There’s a peculiar rhythm to modern leadership – a quiet tug of war between discipline and distraction.
For all our talk about focus, strategy, and vision, few things test an executive’s resolve quite like the constant parade of new systems and tools promising transformation. Every week brings a new dashboard, a better workflow, a more “intelligent” way to automate, analyze, and optimize. And with each, comes a wave of excitement, curiosity, and unspoken anxiety – that fear of missing out on the next big thing.
The truth is, technology has made us believers and skeptics at the same time. We’re drawn to innovation not just because of what it can do, but because of what it represents – progress, control, modernity. It’s seductive. The pitch is rarely about function; it’s about identity. To adopt the latest system feels like a signal that we’re ahead, that our organizations are not falling behind. But beneath this veneer of sophistication lies a deeper question: when does pursuit of efficiency begin to erode clarity of purpose?
Every senior executive, I know grapples with this tension daily. The same applies to me too. On one hand, there’s the responsibility to keep the organization evolving; on the other, the need to protect it from the noise of constant reinvention. The inbox floods with recommendations: new CRMs, new AI-powered analytics, new collaboration tools that will “finally” fix communication. Yet, most organizations aren’t struggling because of a lack of tools. They’re struggling because they’ve lost coherence. They’ve built a digital labyrinth – systems that don’t speak to each other, processes that don’t map to strategy, and teams that spend more time learning platforms than learning from people.
There’s a term in behavioral economics called the paradox of choice – the idea that having too many options doesn’t lead to freedom, but paralysis. In organizations, it’s the same. The abundance of systems often breeds indecision and diffusion. The bright new tool of the month becomes a distraction masquerading as progress. Before long, strategy meetings turn into software reviews, and leaders begin mistaking system deployment for strategic advancement.
The irony is, great strategy has always been about subtraction, not addition. It’s about knowing what not to do, what not to chase, what not to buy. The most effective leaders are the ones who can recognize that every new system comes with invisible costs – integration, adoption, alignment, distraction. They resist the allure of novelty not because they’re outdated, but because they understand that clarity is more valuable than capability.
There’s also a psychological layer here. In moments of uncertainty, we reach for new tools as a form of reassurance. They give us a sense of action, of control. It feels productive to sign off on a new implementation plan, to champion digital transformation initiatives, to measure progress through technology rather than outcomes. But real transformation begins with focus, not software. It begins with the discipline to define what truly matters – and then build systems that serve that, not the other way around.

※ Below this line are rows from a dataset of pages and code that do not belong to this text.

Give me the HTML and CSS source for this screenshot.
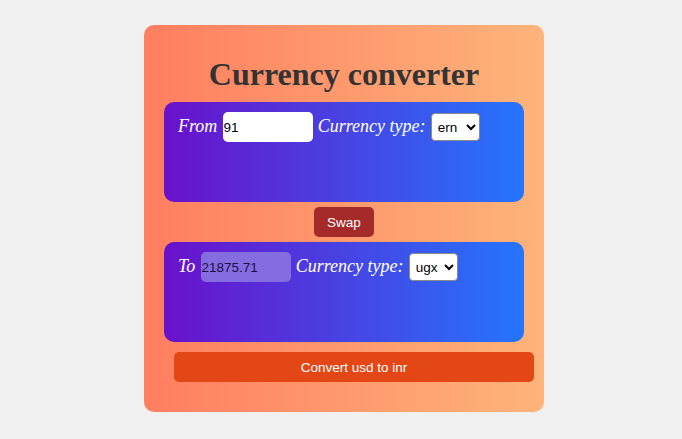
FILE: index.html
```html
<!DOCTYPE html>
<html lang="en">
<head>
<meta charset="utf-8">
<title>Currency converter</title>
<link rel="stylesheet" href="styles.css">
</head>
<body>
  <div class="card">
    <h1 class="title">Currency converter</h1>
    <div class="box">
      <label class="lbl">From</label>
      <input class="amount" type="text" value="91">
      <label class="lbl">Currency type:</label>
      <select class="cur"><option>ern</option></select>
    </div>
    <div class="swap-row"><button class="swap">Swap</button></div>
    <div class="box">
      <label class="lbl">To</label>
      <input class="amount result" type="text" value="21875.71" readonly>
      <label class="lbl">Currency type:</label>
      <select class="cur"><option>ugx</option></select>
    </div>
    <button class="convert">Convert usd to inr</button>
  </div>
</body>
</html>
```
FILE: styles.css
```css
html, body {
  margin: 0;
  background: #f0f0f0;
}
body {
  display: flex;
  justify-content: center;
  padding: 25px 0 0 6px;
  font-family: "Liberation Serif", serif;
}
.card {
  width: 400px;
  box-sizing: border-box;
  padding: 0 20px 20px;
  border-radius: 10px;
  background: linear-gradient(to right, #ff7e5f, #feb47b);
  display: flex;
  flex-direction: column;
}
.title {
  margin: 31px 0 10px;
  font-size: 32px;
  line-height: 36px;
  font-weight: bold;
  text-align: center;
  color: #333;
}
.box {
  height: 100px;
  box-sizing: border-box;
  padding: 10px 14px;
  border-radius: 10px;
  background: linear-gradient(to right, #6a11cb, #2575fc);
  display: flex;
  align-items: baseline;
  gap: 5.2px;
}
.lbl {
  font-style: italic;
  font-size: 18px;
  color: #fff;
}
.amount {
  width: 90px;
  height: 30px;
  box-sizing: border-box;
  border: none;
  border-radius: 5px;
  padding: 1px;
  background: #fff;
  color: #000;
  font: 13.5px "Liberation Sans", Arial, sans-serif;
  outline: none;
}
.result {
  background: #856ce0;
  color: #1c0f45;
}
.cur {
  width: 49px;
  height: 28px;
  box-sizing: border-box;
  border: 1px solid #8a8a8a;
  border-radius: 4px;
  background: #fff;
  color: #000;
  padding: 0 2px;
  font: 13.5px "Liberation Sans", Arial, sans-serif;
}
.swap-row {
  display: flex;
  justify-content: center;
  padding: 5px 0;
}
.swap {
  width: 60px;
  height: 30px;
  border: none;
  border-radius: 5px;
  background: #a52a2a;
  color: #fff;
  font: 13.5px "Liberation Sans", Arial, sans-serif;
}
.convert {
  width: 360px;
  height: 30px;
  margin: 10px 0 10px 10px;
  border: none;
  border-radius: 5px;
  background: #e44716;
  color: #fff;
  font: 13.5px "Liberation Sans", Arial, sans-serif;
}
```
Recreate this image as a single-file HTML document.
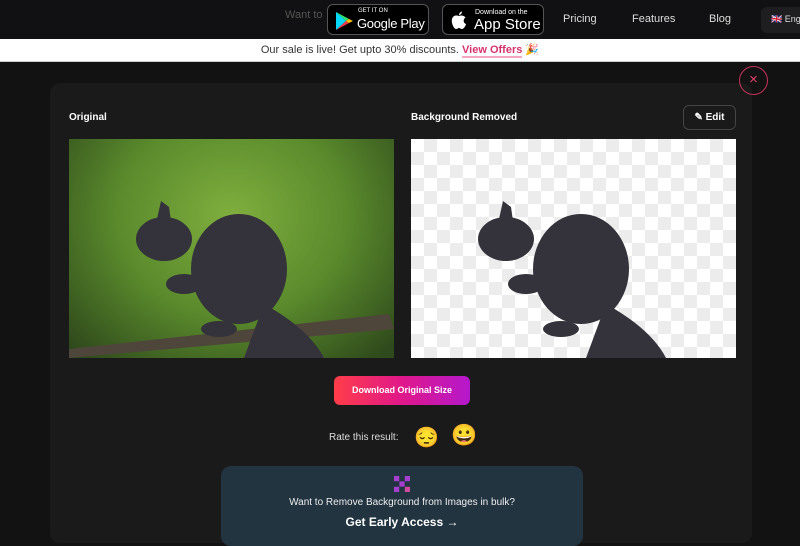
<!DOCTYPE html>
<html><head><style>
*{margin:0;padding:0;box-sizing:border-box}
body{width:800px;height:533px;overflow:hidden;background:#121213;font-family:"Liberation Sans",sans-serif;position:relative;color:#eee}
.top{position:absolute;left:0;top:0;width:800px;height:39px;background:#111113}
.badge{position:absolute;top:4px;height:31px;background:#000;border:1px solid #555;border-radius:6px;color:#fff;white-space:nowrap}
.nav{position:absolute;top:13px;font-size:11px;color:#ddd}
.sale{position:absolute;top:39px;left:0;width:800px;height:23px;background:#fff;border-bottom:1px solid #ccc;color:#333;font-size:11px;text-align:center;line-height:23px}
.sale b{color:#d6336c;border-bottom:2px solid #f3a6c0}
.modal{position:absolute;left:50px;top:83px;width:702px;height:460px;background:#1a1a1b;border-radius:10px}
.lbl{position:absolute;top:112px;font-size:10px;font-weight:bold;color:#fff}
.img{position:absolute;top:139px;width:325px;height:219px;overflow:hidden}
.checker{background-color:#fff;background-image:linear-gradient(45deg,#ececec 25%,transparent 25%,transparent 75%,#ececec 75%),linear-gradient(45deg,#ececec 25%,transparent 25%,transparent 75%,#ececec 75%);background-size:26px 26px;background-position:0 0,13px 13px}
</style></head><body>
<div class="top"></div>
<div style="position:absolute;left:285px;top:9px;font-size:11px;color:#555">Want to</div>
<div class="badge" style="left:327px;width:102px"><svg style="position:absolute;left:6px;top:6px" width="20" height="20" viewBox="0 0 20 20"><path d="M2 1 L12 10 L2 19Z" fill="#00d7fe"/><path d="M2 1 L15 8 L12 10Z" fill="#32e26f"/><path d="M2 19 L15 12 L12 10Z" fill="#f23b4a"/><path d="M15 8 L19 10 L15 12 L12 10Z" fill="#ffc000"/></svg><div style="position:absolute;left:30px;top:3px;font-size:6px">GET IT ON</div><div style="position:absolute;left:29px;top:11px;font-size:13px;letter-spacing:-0.3px">Google Play</div></div>
<div class="badge" style="left:442px;width:102px"><svg style="position:absolute;left:8px;top:6px" width="16" height="19" viewBox="0 0 16 19"><path d="M8 5C6 4 2 4 1 8C0 12 3 18 5 18C6.5 18 7 17 8 17C9 17 9.5 18 11 18C13 18 15 14 15 13C12 12 12 8 14.5 6.5C13 4.5 10 4 8 5Z M8 4C8 2 10 0.5 11 0.5C11 2.5 9.5 4 8 4Z" fill="#fff"/></svg><div style="position:absolute;left:32px;top:4px;font-size:7px">Download on the</div><div style="position:absolute;left:31px;top:11px;font-size:15px">App Store</div></div>
<div class="nav" style="left:563px">Pricing</div>
<div class="nav" style="left:632px">Features</div>
<div class="nav" style="left:709px">Blog</div>
<div style="position:absolute;left:761px;top:7px;width:50px;height:26px;background:#1e1e21;border-radius:6px;font-size:9px;color:#ddd;padding:7px 0 0 10px;white-space:nowrap">🇬🇧 Eng</div>
<div class="sale">Our sale is live! Get upto 30% discounts. <b>View Offers</b> 🎉</div>
<div class="modal"></div>
<div style="position:absolute;left:739px;top:66px;width:29px;height:29px;border:1.5px solid #c2335a;border-radius:50%;color:#e0406a;font-size:15px;text-align:center;line-height:26px">×</div>
<div class="lbl" style="left:69px">Original</div>
<div class="lbl" style="left:411px">Background Removed</div>
<div style="position:absolute;left:683px;top:105px;width:53px;height:25px;border:1px solid #444;border-radius:6px;font-size:10px;font-weight:bold;color:#fff;text-align:center;line-height:23px">✎ Edit</div>
<div class="img" style="left:69px;background:radial-gradient(ellipse at 50% 35%,#7fae3e,#5a8a2c 50%,#2f4a1c 95%)">
<svg width="325" height="219" viewBox="0 0 325 219"><path d="M0 210 L320 175 L325 190 L0 219Z" fill="#4e463a"/><g fill="#34323a"><ellipse cx="95" cy="100" rx="28" ry="22"/><path d="M88 80 L92 62 L100 68 L102 82Z"/><ellipse cx="170" cy="130" rx="48" ry="55"/><path d="M195 165 Q240 190 255 219 L175 219Z"/><ellipse cx="115" cy="145" rx="18" ry="10"/><ellipse cx="150" cy="190" rx="18" ry="8"/></g></svg></div>
<div class="img checker" style="left:411px">
<svg width="325" height="219" viewBox="0 0 325 219"><g fill="#34323a"><ellipse cx="95" cy="100" rx="28" ry="22"/><path d="M88 80 L92 62 L100 68 L102 82Z"/><ellipse cx="170" cy="130" rx="48" ry="55"/><path d="M195 165 Q240 190 255 219 L175 219Z"/><ellipse cx="115" cy="145" rx="18" ry="10"/><ellipse cx="150" cy="190" rx="18" ry="8"/></g></svg></div>
<div style="position:absolute;left:334px;top:376px;width:136px;height:29px;border-radius:6px;background:linear-gradient(90deg,#ff3d48,#e0188a,#b418cc);color:#fff;font-size:9px;font-weight:bold;text-align:center;line-height:29px">Download Original Size</div>
<div style="position:absolute;left:329px;top:432px;font-size:10px;color:#ddd">Rate this result:</div>
<div style="position:absolute;left:414px;top:425px;font-size:20px">😔</div>
<div style="position:absolute;left:451px;top:424px;font-size:21px">😀</div>
<div style="position:absolute;left:221px;top:466px;width:362px;height:80px;background:#233441;border-radius:10px"></div>
<svg style="position:absolute;left:394px;top:476px" width="16" height="16" viewBox="0 0 4 4"><g fill="#a63fd0"><rect x="0" y="0" width="1.3" height="1.3"/><rect x="2.7" y="0" width="1.3" height="1.3"/><rect x="1.35" y="1.35" width="1.3" height="1.3"/><rect x="0" y="2.7" width="1.3" height="1.3"/><rect x="2.7" y="2.7" width="1.3" height="1.3" fill="#d04aa0"/></g></svg>
<div style="position:absolute;left:221px;top:497px;width:362px;text-align:center;font-size:10px;color:#eee">Want to Remove Background from Images in bulk?</div>
<div style="position:absolute;left:221px;top:515px;width:362px;text-align:center;font-size:12px;font-weight:bold;color:#fff">Get Early Access →</div>
</body></html>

Some of the most high-performing organizations I’ve seen are not the ones with the most advanced tech stacks, but the ones that have the courage to say no to what doesn’t fit. They treat systems as scaffolding, not as architecture. They understand that the purpose of a tool is to make people more capable, not to make leadership more comfortable.
And yet, the temptation persists. A senior leader’s calendar today is a constant negotiation between what’s strategic and what’s shiny. Every new system demo promises ease, integration, insight. But strategy, in its purest form, is an act of prioritization. It’s the art of keeping an organization aligned when everything around it screams for attention.
Perhaps the hardest part of modern leadership is learning to admire innovation without surrendering to it. To acknowledge the brilliance of new systems while remembering that no software can substitute for sound judgment, human connection, or institutional wisdom. Strategy requires that kind of restraint – the ability to look at a hundred possibilities and choose the few that matter.
So, the next time a tool promises to “redefine your workflow” or “revolutionize your processes,” pause for a moment. Ask not what it can do, but what it will distract you from. Because sometimes, the most strategic decision isn’t to adopt the next new thing, but to double down on what already works.
In the end, leadership is less about managing systems and more about managing attention. The best executives I’ve known are not those who run the most complex organizations, but those who know exactly what deserves their focus. They understand that strategy is not a quest for more – it’s a discipline of less. And in that simplicity lies their strength.
That’s the quiet mastery of modern strategy: resisting the seduction of systems long enough to remember what they were built to serve.